:: INFORMATION SHOWN ::
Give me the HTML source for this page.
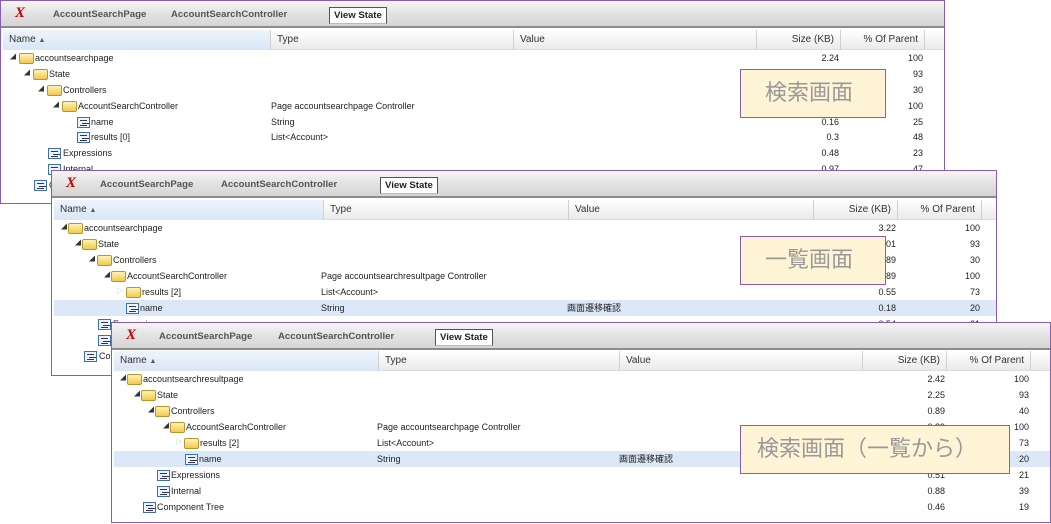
<!DOCTYPE html>
<html><head><meta charset="utf-8">
<style>
*{margin:0;padding:0;box-sizing:border-box}
body{width:1051px;height:524px;background:#fff;position:relative;overflow:hidden;font-family:"Liberation Sans","Noto Sans CJK JP",sans-serif;color:#222}
.p{position:absolute;background:#fff;border:1px solid #8a5cb5;overflow:hidden}
.tb{position:absolute;left:0;top:0;right:0;height:27px;background:linear-gradient(#f6f6f6,#e2e2e2 50%,#d6d6d6);border-bottom:2px solid #8c8c8c}
.tb span{position:absolute;top:8px;font-size:9.6px;font-weight:bold;color:#555}
.tb .vs{top:6px;background:#fff;border:1px solid #555;border-bottom-color:#bbb;padding:2px 4px;color:#222}
.tb .x{position:absolute;left:14px;top:4px;font:italic bold 15px "Liberation Serif",serif;color:#c00}
.hd{position:absolute;left:2px;right:0;top:29px;height:20px;background:linear-gradient(#fff,#eaeaea);border-bottom:1px solid #ddd}
.hd div{position:absolute;top:0;height:20px;font-size:10px;color:#333;line-height:20px;border-right:1px solid #d0d0d0;padding:0 6px}
.hd .n{background:linear-gradient(#eef4fc,#d9e6f6)}
.r{position:absolute;left:2px;right:0;height:16px;font-size:9px;line-height:16px;white-space:nowrap}
.r span{position:absolute;top:0}
.sel{background:#dce8f8}
.t{font-size:6px;color:#333}
.f{display:inline-block;position:absolute;top:3px;width:15px;height:11px;background:linear-gradient(#fff3b8,#f2c94c);border:1px solid #b9962a;border-radius:2px}
.fi{position:absolute;top:3px;width:13px;height:11px;border:1px solid #3d6fb3;background:#eef4fb}
.fi:before{content:"";position:absolute;left:2px;top:2px;width:7px;height:1px;background:#335;box-shadow:2px 3px 0 #335,0 5px 0 #335}
.num{text-align:right}
.note{position:absolute;background:#fff4d6;border:1px solid #8a5cb5;color:#999;font-size:22px;line-height:46px;padding-left:24px;font-family:"Liberation Sans","Noto Sans CJK JP",sans-serif}
</style></head><body>

<!-- Panel 1 -->
<div class="p" style="left:0;top:0;width:945px;height:204px">
 <div class="tb"><i class="x">X</i><span style="left:52px">AccountSearchPage</span><span style="left:170px">AccountSearchController</span><span class="vs" style="left:328px">View State</span></div>
 <div class="hd"><div class="n" style="left:0;width:268px">Name <span style="font-size:7px;color:#557">▲</span></div><div style="left:268px;width:243px">Type</div><div style="left:511px;width:243px">Value</div><div style="left:754px;width:84px;text-align:right">Size (KB)</div><div style="left:838px;width:84px;text-align:right">% Of Parent</div></div>
 <div class="r" style="top:49px"><span class="t" style="left:7px">◢</span><i class="f" style="left:16px"></i><span style="left:32px">accountsearchpage</span><span class="num" style="left:754px;width:82px">2.24</span><span class="num" style="left:838px;width:82px">100</span></div>
 <div class="r" style="top:65px"><span class="t" style="left:21px">◢</span><i class="f" style="left:30px"></i><span style="left:46px">State</span><span class="num" style="left:754px;width:82px">2.08</span><span class="num" style="left:838px;width:82px">93</span></div>
 <div class="r" style="top:81px"><span class="t" style="left:35px">◢</span><i class="f" style="left:44px"></i><span style="left:60px">Controllers</span><span class="num" style="left:754px;width:82px">0.67</span><span class="num" style="left:838px;width:82px">30</span></div>
 <div class="r" style="top:97px"><span class="t" style="left:50px">◢</span><i class="f" style="left:59px"></i><span style="left:75px">AccountSearchController</span><span style="left:268px">Page accountsearchpage Controller</span><span class="num" style="left:754px;width:82px">0.67</span><span class="num" style="left:838px;width:82px">100</span></div>
 <div class="r" style="top:113px"><i class="fi" style="left:74px"></i><span style="left:88px">name</span><span style="left:268px">String</span><span class="num" style="left:754px;width:82px">0.16</span><span class="num" style="left:838px;width:82px">25</span></div>
 <div class="r" style="top:128px"><i class="fi" style="left:74px"></i><span style="left:88px">results [0]</span><span style="left:268px">List&lt;Account&gt;</span><span class="num" style="left:754px;width:82px">0.3</span><span class="num" style="left:838px;width:82px">48</span></div>
 <div class="r" style="top:144px"><i class="fi" style="left:45px"></i><span style="left:60px">Expressions</span><span class="num" style="left:754px;width:82px">0.48</span><span class="num" style="left:838px;width:82px">23</span></div>
 <div class="r" style="top:160px"><i class="fi" style="left:45px"></i><span style="left:60px">Internal</span><span class="num" style="left:754px;width:82px">0.97</span><span class="num" style="left:838px;width:82px">47</span></div>
 <div class="r" style="top:176px"><i class="fi" style="left:31px"></i><span style="left:46px">Component Tree</span></div>
</div>
<div class="note" style="left:740px;top:69px;width:146px;height:49px">検索画面</div>

<!-- Panel 2 -->
<div class="p" style="left:51px;top:170px;width:946px;height:206px">
 <div class="tb"><i class="x">X</i><span style="left:48px">AccountSearchPage</span><span style="left:169px">AccountSearchController</span><span class="vs" style="left:328px">View State</span></div>
 <div class="hd"><div class="n" style="left:0;width:270px">Name <span style="font-size:7px;color:#557">▲</span></div><div style="left:270px;width:245px">Type</div><div style="left:515px;width:245px">Value</div><div style="left:760px;width:84px;text-align:right">Size (KB)</div><div style="left:844px;width:84px;text-align:right">% Of Parent</div></div>
 <div class="r" style="top:49px"><span class="t" style="left:7px">◢</span><i class="f" style="left:14px"></i><span style="left:30px">accountsearchpage</span><span class="num" style="left:760px;width:82px">3.22</span><span class="num" style="left:844px;width:82px">100</span></div>
 <div class="r" style="top:65px"><span class="t" style="left:21px">◢</span><i class="f" style="left:28px"></i><span style="left:44px">State</span><span class="num" style="left:760px;width:82px">3.01</span><span class="num" style="left:844px;width:82px">93</span></div>
 <div class="r" style="top:81px"><span class="t" style="left:35px">◢</span><i class="f" style="left:43px"></i><span style="left:59px">Controllers</span><span class="num" style="left:760px;width:82px">0.89</span><span class="num" style="left:844px;width:82px">30</span></div>
 <div class="r" style="top:97px"><span class="t" style="left:50px">◢</span><i class="f" style="left:57px"></i><span style="left:73px">AccountSearchController</span><span style="left:267px">Page accountsearchresultpage Controller</span><span class="num" style="left:760px;width:82px">0.89</span><span class="num" style="left:844px;width:82px">100</span></div>
 <div class="r" style="top:113px"><span class="t" style="left:63px;color:#aaa">▷</span><i class="f" style="left:72px"></i><span style="left:88px">results [2]</span><span style="left:267px">List&lt;Account&gt;</span><span class="num" style="left:760px;width:82px">0.55</span><span class="num" style="left:844px;width:82px">73</span></div>
 <div class="r sel" style="top:129px"><i class="fi" style="left:72px"></i><span style="left:86px">name</span><span style="left:267px">String</span><span style="left:513px">画面遷移確認</span><span class="num" style="left:760px;width:82px">0.18</span><span class="num" style="left:844px;width:82px">20</span></div>
 <div class="r" style="top:145px"><i class="fi" style="left:44px"></i><span style="left:59px">Expressions</span><span class="num" style="left:760px;width:82px">0.54</span><span class="num" style="left:844px;width:82px">21</span></div>
 <div class="r" style="top:161px"><i class="fi" style="left:44px"></i><span style="left:59px">Internal</span></div>
 <div class="r" style="top:177px"><i class="fi" style="left:30px"></i><span style="left:45px">Component Tree</span></div>
</div>
<div class="note" style="left:740px;top:236px;width:146px;height:49px">一覧画面</div>

<!-- Panel 3 -->
<div class="p" style="left:111px;top:322px;width:940px;height:201px">
 <div class="tb"><i class="x">X</i><span style="left:47px">AccountSearchPage</span><span style="left:166px">AccountSearchController</span><span class="vs" style="left:323px">View State</span></div>
 <div class="hd" style="top:28px"><div class="n" style="left:0;width:265px">Name <span style="font-size:7px;color:#557">▲</span></div><div style="left:265px;width:241px">Type</div><div style="left:506px;width:243px">Value</div><div style="left:749px;width:84px;text-align:right">Size (KB)</div><div style="left:833px;width:84px;text-align:right">% Of Parent</div></div>
 <div class="r" style="top:48px"><span class="t" style="left:6px">◢</span><i class="f" style="left:13px"></i><span style="left:29px">accountsearchresultpage</span><span class="num" style="left:749px;width:82px">2.42</span><span class="num" style="left:833px;width:82px">100</span></div>
 <div class="r" style="top:64px"><span class="t" style="left:20px">◢</span><i class="f" style="left:27px"></i><span style="left:43px">State</span><span class="num" style="left:749px;width:82px">2.25</span><span class="num" style="left:833px;width:82px">93</span></div>
 <div class="r" style="top:80px"><span class="t" style="left:34px">◢</span><i class="f" style="left:41px"></i><span style="left:57px">Controllers</span><span class="num" style="left:749px;width:82px">0.89</span><span class="num" style="left:833px;width:82px">40</span></div>
 <div class="r" style="top:96px"><span class="t" style="left:49px">◢</span><i class="f" style="left:56px"></i><span style="left:72px">AccountSearchController</span><span style="left:263px">Page accountsearchpage Controller</span><span class="num" style="left:749px;width:82px">0.89</span><span class="num" style="left:833px;width:82px">100</span></div>
 <div class="r" style="top:112px"><span class="t" style="left:62px;color:#aaa">▷</span><i class="f" style="left:70px"></i><span style="left:86px">results [2]</span><span style="left:263px">List&lt;Account&gt;</span><span class="num" style="left:749px;width:82px">0.65</span><span class="num" style="left:833px;width:82px">73</span></div>
 <div class="r sel" style="top:128px"><i class="fi" style="left:71px"></i><span style="left:85px">name</span><span style="left:263px">String</span><span style="left:505px">画面遷移確認</span><span class="num" style="left:749px;width:82px">0.18</span><span class="num" style="left:833px;width:82px">20</span></div>
 <div class="r" style="top:144px"><i class="fi" style="left:43px"></i><span style="left:57px">Expressions</span><span class="num" style="left:749px;width:82px">0.51</span><span class="num" style="left:833px;width:82px">21</span></div>
 <div class="r" style="top:160px"><i class="fi" style="left:43px"></i><span style="left:57px">Internal</span><span class="num" style="left:749px;width:82px">0.88</span><span class="num" style="left:833px;width:82px">39</span></div>
 <div class="r" style="top:176px"><i class="fi" style="left:29px"></i><span style="left:43px">Component Tree</span><span class="num" style="left:749px;width:82px">0.46</span><span class="num" style="left:833px;width:82px">19</span></div>
</div>
<div class="note" style="left:740px;top:425px;width:270px;height:49px;padding-left:16px">検索画面（一覧から）</div>

</body></html>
:::
[THE PROBLEM]
In the data above, please extract the lines from the first one through the line with "</style></head><body>", exactly, and keep pictures out.

[RESPONSE TO THE EXERCISE]
Give me the HTML source for this page.
<!DOCTYPE html>
<html><head><meta charset="utf-8">
<style>
*{margin:0;padding:0;box-sizing:border-box}
body{width:1051px;height:524px;background:#fff;position:relative;overflow:hidden;font-family:"Liberation Sans","Noto Sans CJK JP",sans-serif;color:#222}
.p{position:absolute;background:#fff;border:1px solid #8a5cb5;overflow:hidden}
.tb{position:absolute;left:0;top:0;right:0;height:27px;background:linear-gradient(#f6f6f6,#e2e2e2 50%,#d6d6d6);border-bottom:2px solid #8c8c8c}
.tb span{position:absolute;top:8px;font-size:9.6px;font-weight:bold;color:#555}
.tb .vs{top:6px;background:#fff;border:1px solid #555;border-bottom-color:#bbb;padding:2px 4px;color:#222}
.tb .x{position:absolute;left:14px;top:4px;font:italic bold 15px "Liberation Serif",serif;color:#c00}
.hd{position:absolute;left:2px;right:0;top:29px;height:20px;background:linear-gradient(#fff,#eaeaea);border-bottom:1px solid #ddd}
.hd div{position:absolute;top:0;height:20px;font-size:10px;color:#333;line-height:20px;border-right:1px solid #d0d0d0;padding:0 6px}
.hd .n{background:linear-gradient(#eef4fc,#d9e6f6)}
.r{position:absolute;left:2px;right:0;height:16px;font-size:9px;line-height:16px;white-space:nowrap}
.r span{position:absolute;top:0}
.sel{background:#dce8f8}
.t{font-size:6px;color:#333}
.f{display:inline-block;position:absolute;top:3px;width:15px;height:11px;background:linear-gradient(#fff3b8,#f2c94c);border:1px solid #b9962a;border-radius:2px}
.fi{position:absolute;top:3px;width:13px;height:11px;border:1px solid #3d6fb3;background:#eef4fb}
.fi:before{content:"";position:absolute;left:2px;top:2px;width:7px;height:1px;background:#335;box-shadow:2px 3px 0 #335,0 5px 0 #335}
.num{text-align:right}
.note{position:absolute;background:#fff4d6;border:1px solid #8a5cb5;color:#999;font-size:22px;line-height:46px;padding-left:24px;font-family:"Liberation Sans","Noto Sans CJK JP",sans-serif}
</style></head><body>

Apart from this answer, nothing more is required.